__Goal__
Give back exactly the lines running from the line that holds "Reproduce this screenshot" through the line that holds "entries[i] ?? null);", ends included, and no other lines.

__Provided records__
┄┄┄┄┄┄

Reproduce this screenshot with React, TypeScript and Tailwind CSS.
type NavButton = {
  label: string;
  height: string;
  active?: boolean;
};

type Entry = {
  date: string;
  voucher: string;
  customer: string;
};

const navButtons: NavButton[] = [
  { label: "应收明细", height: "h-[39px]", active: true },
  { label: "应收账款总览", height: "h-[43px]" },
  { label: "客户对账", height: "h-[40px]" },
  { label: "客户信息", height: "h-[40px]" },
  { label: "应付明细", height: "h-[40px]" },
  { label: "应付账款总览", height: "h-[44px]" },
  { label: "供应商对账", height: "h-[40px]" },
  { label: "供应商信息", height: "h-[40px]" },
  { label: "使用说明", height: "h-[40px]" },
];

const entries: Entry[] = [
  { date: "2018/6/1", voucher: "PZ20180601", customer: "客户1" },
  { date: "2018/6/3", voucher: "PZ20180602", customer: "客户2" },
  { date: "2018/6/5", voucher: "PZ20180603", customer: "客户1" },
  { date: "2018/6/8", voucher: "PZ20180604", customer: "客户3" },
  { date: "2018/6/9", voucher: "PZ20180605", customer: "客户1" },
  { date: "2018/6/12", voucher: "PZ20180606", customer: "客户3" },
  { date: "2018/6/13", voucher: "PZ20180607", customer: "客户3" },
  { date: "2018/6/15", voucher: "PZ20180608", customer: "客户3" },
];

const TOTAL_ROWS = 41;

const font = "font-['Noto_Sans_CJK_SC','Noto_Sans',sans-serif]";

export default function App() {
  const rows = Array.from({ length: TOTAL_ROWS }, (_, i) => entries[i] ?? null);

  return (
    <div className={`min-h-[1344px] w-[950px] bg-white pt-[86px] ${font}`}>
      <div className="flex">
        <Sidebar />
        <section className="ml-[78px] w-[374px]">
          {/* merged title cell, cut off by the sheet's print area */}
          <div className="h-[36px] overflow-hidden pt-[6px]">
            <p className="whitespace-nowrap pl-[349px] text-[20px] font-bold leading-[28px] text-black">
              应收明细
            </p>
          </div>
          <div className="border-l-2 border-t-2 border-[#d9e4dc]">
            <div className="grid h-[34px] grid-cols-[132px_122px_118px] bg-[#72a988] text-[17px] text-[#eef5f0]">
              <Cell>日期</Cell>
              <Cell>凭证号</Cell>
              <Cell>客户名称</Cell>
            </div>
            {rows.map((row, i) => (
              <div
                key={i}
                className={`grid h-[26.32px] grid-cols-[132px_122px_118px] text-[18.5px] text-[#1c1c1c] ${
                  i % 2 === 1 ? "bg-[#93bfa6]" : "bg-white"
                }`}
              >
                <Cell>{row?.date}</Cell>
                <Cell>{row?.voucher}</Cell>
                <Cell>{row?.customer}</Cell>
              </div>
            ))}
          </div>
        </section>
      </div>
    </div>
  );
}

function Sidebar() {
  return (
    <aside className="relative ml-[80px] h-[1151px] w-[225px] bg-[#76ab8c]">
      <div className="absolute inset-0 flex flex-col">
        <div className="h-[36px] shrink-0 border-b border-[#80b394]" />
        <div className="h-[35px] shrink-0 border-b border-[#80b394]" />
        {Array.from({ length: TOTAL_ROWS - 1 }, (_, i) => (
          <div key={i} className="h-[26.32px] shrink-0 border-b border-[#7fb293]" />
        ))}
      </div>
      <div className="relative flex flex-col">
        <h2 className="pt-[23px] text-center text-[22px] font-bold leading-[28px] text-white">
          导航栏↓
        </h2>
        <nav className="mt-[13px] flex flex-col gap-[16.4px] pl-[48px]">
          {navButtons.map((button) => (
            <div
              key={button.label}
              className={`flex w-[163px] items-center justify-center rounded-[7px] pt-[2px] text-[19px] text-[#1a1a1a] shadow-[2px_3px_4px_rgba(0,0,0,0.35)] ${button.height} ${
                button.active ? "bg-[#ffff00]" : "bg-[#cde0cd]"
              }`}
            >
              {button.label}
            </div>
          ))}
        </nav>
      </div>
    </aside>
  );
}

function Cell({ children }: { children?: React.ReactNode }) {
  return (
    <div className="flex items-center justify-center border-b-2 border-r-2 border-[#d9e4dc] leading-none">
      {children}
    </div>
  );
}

┄┄┄┄┄┄

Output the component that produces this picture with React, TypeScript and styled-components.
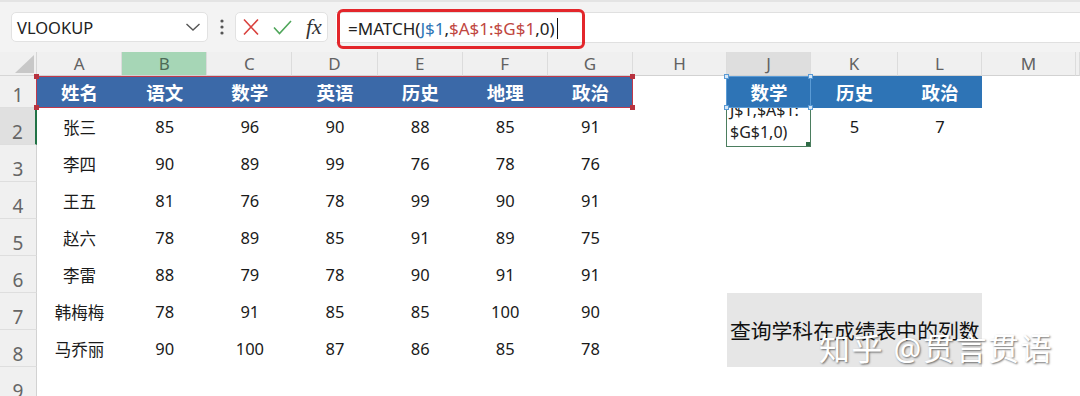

┄┄┄┄┄┄

__Output of the exercise__
Reproduce this screenshot with React, TypeScript and Tailwind CSS.
type NavButton = {
  label: string;
  height: string;
  active?: boolean;
};

type Entry = {
  date: string;
  voucher: string;
  customer: string;
};

const navButtons: NavButton[] = [
  { label: "应收明细", height: "h-[39px]", active: true },
  { label: "应收账款总览", height: "h-[43px]" },
  { label: "客户对账", height: "h-[40px]" },
  { label: "客户信息", height: "h-[40px]" },
  { label: "应付明细", height: "h-[40px]" },
  { label: "应付账款总览", height: "h-[44px]" },
  { label: "供应商对账", height: "h-[40px]" },
  { label: "供应商信息", height: "h-[40px]" },
  { label: "使用说明", height: "h-[40px]" },
];

const entries: Entry[] = [
  { date: "2018/6/1", voucher: "PZ20180601", customer: "客户1" },
  { date: "2018/6/3", voucher: "PZ20180602", customer: "客户2" },
  { date: "2018/6/5", voucher: "PZ20180603", customer: "客户1" },
  { date: "2018/6/8", voucher: "PZ20180604", customer: "客户3" },
  { date: "2018/6/9", voucher: "PZ20180605", customer: "客户1" },
  { date: "2018/6/12", voucher: "PZ20180606", customer: "客户3" },
  { date: "2018/6/13", voucher: "PZ20180607", customer: "客户3" },
  { date: "2018/6/15", voucher: "PZ20180608", customer: "客户3" },
];

const TOTAL_ROWS = 41;

const font = "font-['Noto_Sans_CJK_SC','Noto_Sans',sans-serif]";

export default function App() {
  const rows = Array.from({ length: TOTAL_ROWS }, (_, i) => entries[i] ?? null);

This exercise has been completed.